According to a press release published via Newswire, the company provides cash advances to individuals awaiting settlement in personal injury, motor vehicle accident, slip-and-fall, premises liability, wrongful death, medical malpractice, product liability, and mass tort matters. Because the funding is structured as non-recourse, plaintiffs repay only if their case results in a recovery.

"Nevada represents an important growth opportunity and an important opportunity to serve plaintiffs who may be struggling financially while their cases move through the legal system," said co-founder Mark Berookim. The advances are designed to help claimants cover medical expenses, lost wages, and household bills during litigation delays, easing the financial pressure that can push injured parties toward premature settlements.

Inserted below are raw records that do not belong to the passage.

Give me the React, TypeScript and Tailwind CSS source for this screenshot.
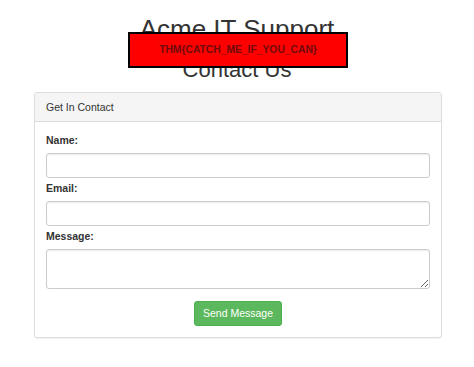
import React from 'react';

const App: React.FC = () => {
  const fields = [
    { label: 'Name:', type: 'text' },
    { label: 'Email:', type: 'email' },
  ];

  return (
    <div className="relative min-h-[367px] bg-white font-['Liberation_Sans',Arial,sans-serif] text-[#333]">
      <h1 className="pt-[14px] text-center text-[26px] leading-[30px] font-normal">Acme IT Support</h1>
      <h2 className="mt-[13px] text-center text-[22px] leading-[26px] font-normal">Contact Us</h2>

      <div className="absolute left-[128px] top-[32px] flex h-[36px] w-[220px] items-center justify-center border-2 border-black bg-[#ff0000]">
        <span className="text-[10.3px] leading-[14px] font-bold text-[#6e0c0c]">THM{'{'}CATCH_ME_IF_YOU_CAN{'}'}</span>
      </div>

      <div className="ml-[34px] mr-[32px] mt-[9px] rounded-[3px] border border-[#ddd] bg-white shadow-[0_1px_1px_rgba(0,0,0,0.05)]">
        <div className="h-[29px] rounded-t-[3px] border-b border-[#ddd] bg-[#f5f5f5] px-[11px] text-[10.5px] leading-[28px]">
          Get In Contact
        </div>
        <div className="px-[11px] pt-[11px] pb-[11px]">
          {fields.map((f) => (
            <div key={f.label} className="mb-[3px]">
              <label className="block text-[10.5px] font-bold leading-[15px] mb-[5px]">{f.label}</label>
              <input
                type={f.type}
                className="block h-[25px] w-full rounded-[3px] border border-[#ccc] bg-white shadow-[inset_0_1px_1px_rgba(0,0,0,0.075)] outline-none"
              />
            </div>
          ))}
          <label className="block text-[10.5px] font-bold leading-[15px] mb-[5px]">Message:</label>
          <textarea className="block h-[40px] w-full rounded-[3px] border border-[#ccc] bg-white shadow-[inset_0_1px_1px_rgba(0,0,0,0.075)] outline-none" />
          <div className="mt-[12px] flex justify-center">
            <button className="h-[25px] rounded-[3px] border border-[#4cae4c] bg-[#5cb85c] px-[8px] text-[10.5px] text-white">
              Send Message
            </button>
          </div>
        </div>
      </div>
    </div>
  );
};

export default App;
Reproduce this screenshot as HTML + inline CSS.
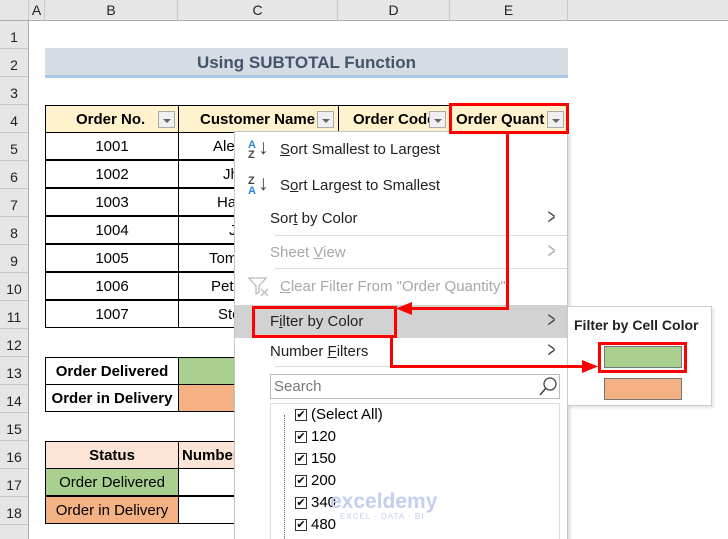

High Rise Financial works with attorneys nationwide and emphasizes transparent terms, streamlined reviews, and direct collaboration with counsel. Consumer legal funding of this kind continues to draw regulatory attention across several states, with lawmakers weighing disclosure and rate-cap requirements even as demand from plaintiffs grows. The Nevada launch adds another jurisdiction to a consumer-facing segment of the litigation finance market that operates alongside, but distinct from, the commercial funding used by corporations and law firms.

LITFINCON Launches Inaugural European Conference in Amsterdam

LITFINCON, the global litigation finance conference series produced by Siltstone Capital, is bringing its platform to Europe for the first time, signaling how central the region has become to the asset class. The inaugural European edition will convene at Rosewood Amsterdam on October 7–8, 2026.

According to a press release distributed via PR Newswire, the two-day event will run under the theme "The Claim Is the Asset: IP, Arbitration, Class Actions & the Investors Who Know It," with eleven panels spanning UK, EU, and US regulatory frameworks, European transaction structures, collective redress, international arbitration, portfolio and law firm financing, insurance and risk transfer, patent litigation funding, and the growing role of artificial intelligence.

The expansion reflects Europe's emergence as one of the most active litigation finance markets, propelled by cross-border collective actions, the Netherlands' WAMCA regime, and the rise of the Unified Patent Court. "Europe is where some of the most important questions in litigation finance are being worked out right now," said Jim Batson, Chief Investment Officer of Legal Finance at Siltstone Capital.

Co-founder Robert Le noted the asset class is drawing institutional capital from banks, pension funds, insurers, and family offices. Prior LITFINCON editions in Houston, Beverly Hills, and Singapore have collectively drawn more than 1,000 attendees, though organizers say the Amsterdam gathering will remain intentionally curated. LITFINCON Houston follows on February 24–25, 2027, at The Post Oak Hotel.